:: Task ::
Return each line that holds the word "this".

:: Records shown ::

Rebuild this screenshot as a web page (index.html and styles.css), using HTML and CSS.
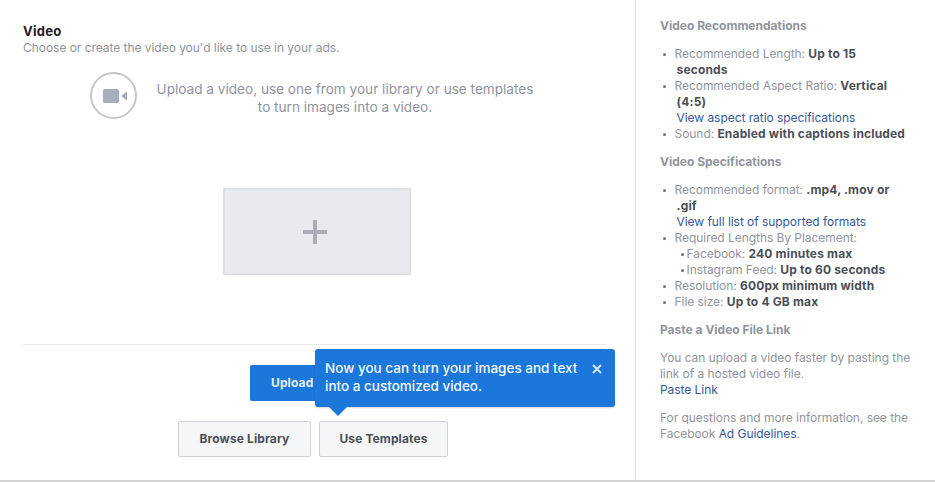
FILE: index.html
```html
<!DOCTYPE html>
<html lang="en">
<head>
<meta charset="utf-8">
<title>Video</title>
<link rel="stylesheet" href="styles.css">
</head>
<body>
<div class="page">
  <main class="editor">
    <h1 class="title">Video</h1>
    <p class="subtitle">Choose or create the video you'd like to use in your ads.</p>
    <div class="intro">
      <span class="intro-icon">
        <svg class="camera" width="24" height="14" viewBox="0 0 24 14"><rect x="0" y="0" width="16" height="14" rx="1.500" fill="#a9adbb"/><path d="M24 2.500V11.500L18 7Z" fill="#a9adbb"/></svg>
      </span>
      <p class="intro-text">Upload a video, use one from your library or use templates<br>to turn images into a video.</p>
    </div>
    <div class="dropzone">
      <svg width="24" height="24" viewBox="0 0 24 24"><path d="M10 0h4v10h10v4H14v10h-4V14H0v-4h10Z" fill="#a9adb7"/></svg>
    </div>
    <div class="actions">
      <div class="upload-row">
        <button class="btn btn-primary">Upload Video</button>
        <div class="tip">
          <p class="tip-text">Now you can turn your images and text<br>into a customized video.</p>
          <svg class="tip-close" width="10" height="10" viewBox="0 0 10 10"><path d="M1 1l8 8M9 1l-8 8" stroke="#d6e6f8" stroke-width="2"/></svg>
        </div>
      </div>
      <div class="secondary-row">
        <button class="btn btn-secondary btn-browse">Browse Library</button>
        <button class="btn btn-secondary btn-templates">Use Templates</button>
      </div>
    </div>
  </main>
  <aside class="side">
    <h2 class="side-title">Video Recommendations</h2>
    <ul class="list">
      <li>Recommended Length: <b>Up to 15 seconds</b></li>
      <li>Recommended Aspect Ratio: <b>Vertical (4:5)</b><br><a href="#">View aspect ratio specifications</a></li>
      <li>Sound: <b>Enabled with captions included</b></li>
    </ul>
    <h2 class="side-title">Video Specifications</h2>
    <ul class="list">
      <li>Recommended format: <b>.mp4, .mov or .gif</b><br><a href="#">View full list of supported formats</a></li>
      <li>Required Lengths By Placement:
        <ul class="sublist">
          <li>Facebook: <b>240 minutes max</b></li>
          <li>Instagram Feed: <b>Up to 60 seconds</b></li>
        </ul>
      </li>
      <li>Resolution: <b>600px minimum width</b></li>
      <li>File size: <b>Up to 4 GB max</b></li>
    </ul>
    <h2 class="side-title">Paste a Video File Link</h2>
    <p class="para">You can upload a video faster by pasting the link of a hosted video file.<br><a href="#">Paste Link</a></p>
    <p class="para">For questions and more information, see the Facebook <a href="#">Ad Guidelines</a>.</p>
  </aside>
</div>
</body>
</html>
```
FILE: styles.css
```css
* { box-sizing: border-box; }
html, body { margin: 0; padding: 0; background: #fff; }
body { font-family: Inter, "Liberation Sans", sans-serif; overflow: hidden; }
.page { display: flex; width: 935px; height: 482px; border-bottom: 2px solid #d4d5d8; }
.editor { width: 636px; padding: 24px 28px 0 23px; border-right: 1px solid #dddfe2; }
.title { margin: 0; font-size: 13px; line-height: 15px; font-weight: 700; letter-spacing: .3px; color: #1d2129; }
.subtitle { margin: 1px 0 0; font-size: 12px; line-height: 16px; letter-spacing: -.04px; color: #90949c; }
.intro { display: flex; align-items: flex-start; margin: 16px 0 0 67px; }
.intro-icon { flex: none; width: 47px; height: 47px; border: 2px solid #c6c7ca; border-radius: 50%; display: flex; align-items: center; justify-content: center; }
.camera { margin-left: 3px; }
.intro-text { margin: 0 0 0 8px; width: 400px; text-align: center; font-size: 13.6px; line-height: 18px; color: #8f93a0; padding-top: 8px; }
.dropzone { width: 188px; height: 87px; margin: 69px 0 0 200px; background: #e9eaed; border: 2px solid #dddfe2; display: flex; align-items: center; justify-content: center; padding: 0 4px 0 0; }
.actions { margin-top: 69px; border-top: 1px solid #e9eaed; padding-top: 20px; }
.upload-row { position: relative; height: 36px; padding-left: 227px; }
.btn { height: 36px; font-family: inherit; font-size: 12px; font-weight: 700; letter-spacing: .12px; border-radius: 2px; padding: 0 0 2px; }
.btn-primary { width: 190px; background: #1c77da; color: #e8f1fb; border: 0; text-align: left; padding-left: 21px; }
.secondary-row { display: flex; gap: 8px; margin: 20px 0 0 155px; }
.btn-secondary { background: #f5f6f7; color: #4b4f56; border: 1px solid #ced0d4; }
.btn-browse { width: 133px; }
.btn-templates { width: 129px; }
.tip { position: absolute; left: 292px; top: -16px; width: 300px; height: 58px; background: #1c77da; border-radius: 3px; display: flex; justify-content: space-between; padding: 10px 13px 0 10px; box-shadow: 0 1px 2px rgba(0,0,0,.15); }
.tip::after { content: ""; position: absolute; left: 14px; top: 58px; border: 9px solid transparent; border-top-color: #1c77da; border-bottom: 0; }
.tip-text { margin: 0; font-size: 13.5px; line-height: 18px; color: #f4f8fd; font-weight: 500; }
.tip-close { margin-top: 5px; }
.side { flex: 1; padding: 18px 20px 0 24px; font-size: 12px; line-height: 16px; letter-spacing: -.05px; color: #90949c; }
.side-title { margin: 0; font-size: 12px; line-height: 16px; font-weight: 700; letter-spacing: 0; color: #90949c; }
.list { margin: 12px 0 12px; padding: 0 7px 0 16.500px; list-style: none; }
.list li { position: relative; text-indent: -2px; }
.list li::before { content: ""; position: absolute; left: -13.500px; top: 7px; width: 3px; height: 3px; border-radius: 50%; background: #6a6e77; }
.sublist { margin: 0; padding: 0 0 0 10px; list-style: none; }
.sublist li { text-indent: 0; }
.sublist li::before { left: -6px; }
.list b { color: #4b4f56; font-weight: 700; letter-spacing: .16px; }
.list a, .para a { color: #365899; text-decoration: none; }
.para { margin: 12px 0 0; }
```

--

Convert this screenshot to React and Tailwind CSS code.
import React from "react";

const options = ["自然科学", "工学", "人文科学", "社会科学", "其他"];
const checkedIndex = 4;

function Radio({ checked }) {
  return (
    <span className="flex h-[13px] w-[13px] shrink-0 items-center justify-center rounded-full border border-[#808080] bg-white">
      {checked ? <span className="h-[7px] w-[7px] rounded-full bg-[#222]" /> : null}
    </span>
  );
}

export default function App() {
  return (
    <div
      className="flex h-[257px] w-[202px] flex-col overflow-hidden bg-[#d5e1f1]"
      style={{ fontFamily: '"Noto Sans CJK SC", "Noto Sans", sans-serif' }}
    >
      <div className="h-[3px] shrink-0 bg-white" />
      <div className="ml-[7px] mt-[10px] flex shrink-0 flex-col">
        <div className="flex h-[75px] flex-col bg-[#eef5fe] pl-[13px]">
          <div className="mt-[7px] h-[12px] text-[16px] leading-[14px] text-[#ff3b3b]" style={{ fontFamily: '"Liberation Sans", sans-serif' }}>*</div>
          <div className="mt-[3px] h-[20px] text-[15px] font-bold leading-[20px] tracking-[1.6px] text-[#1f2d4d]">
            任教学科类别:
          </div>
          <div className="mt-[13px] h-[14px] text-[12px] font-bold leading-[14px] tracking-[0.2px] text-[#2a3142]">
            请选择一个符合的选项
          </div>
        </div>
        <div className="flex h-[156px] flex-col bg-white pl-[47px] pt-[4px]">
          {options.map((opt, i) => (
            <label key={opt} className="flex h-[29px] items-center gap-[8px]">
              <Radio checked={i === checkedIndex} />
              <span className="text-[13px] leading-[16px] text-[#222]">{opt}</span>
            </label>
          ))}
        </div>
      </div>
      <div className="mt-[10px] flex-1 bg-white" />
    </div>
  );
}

--

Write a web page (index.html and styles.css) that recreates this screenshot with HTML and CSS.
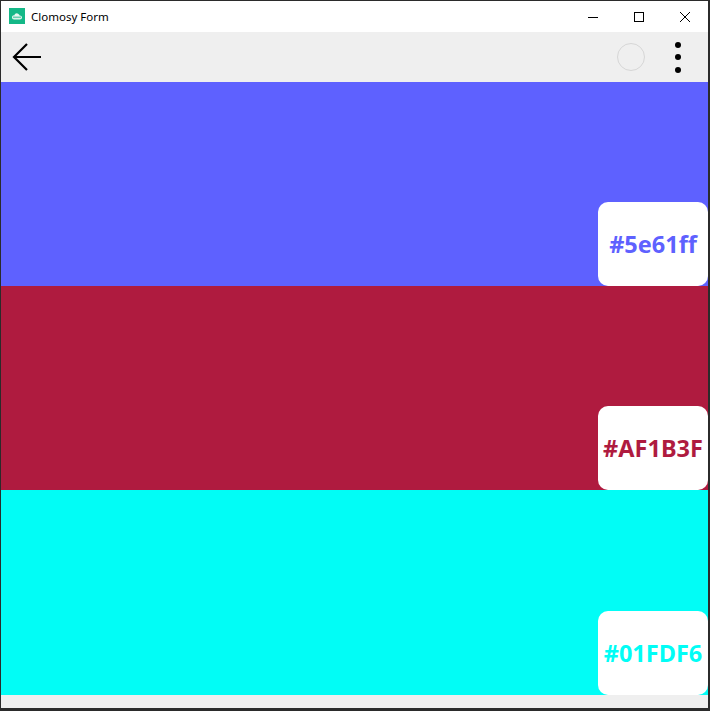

:: Task result ::
Rebuild this screenshot as a web page (index.html and styles.css), using HTML and CSS.
Convert this screenshot to React and Tailwind CSS code.
Write a web page (index.html and styles.css) that recreates this screenshot with HTML and CSS.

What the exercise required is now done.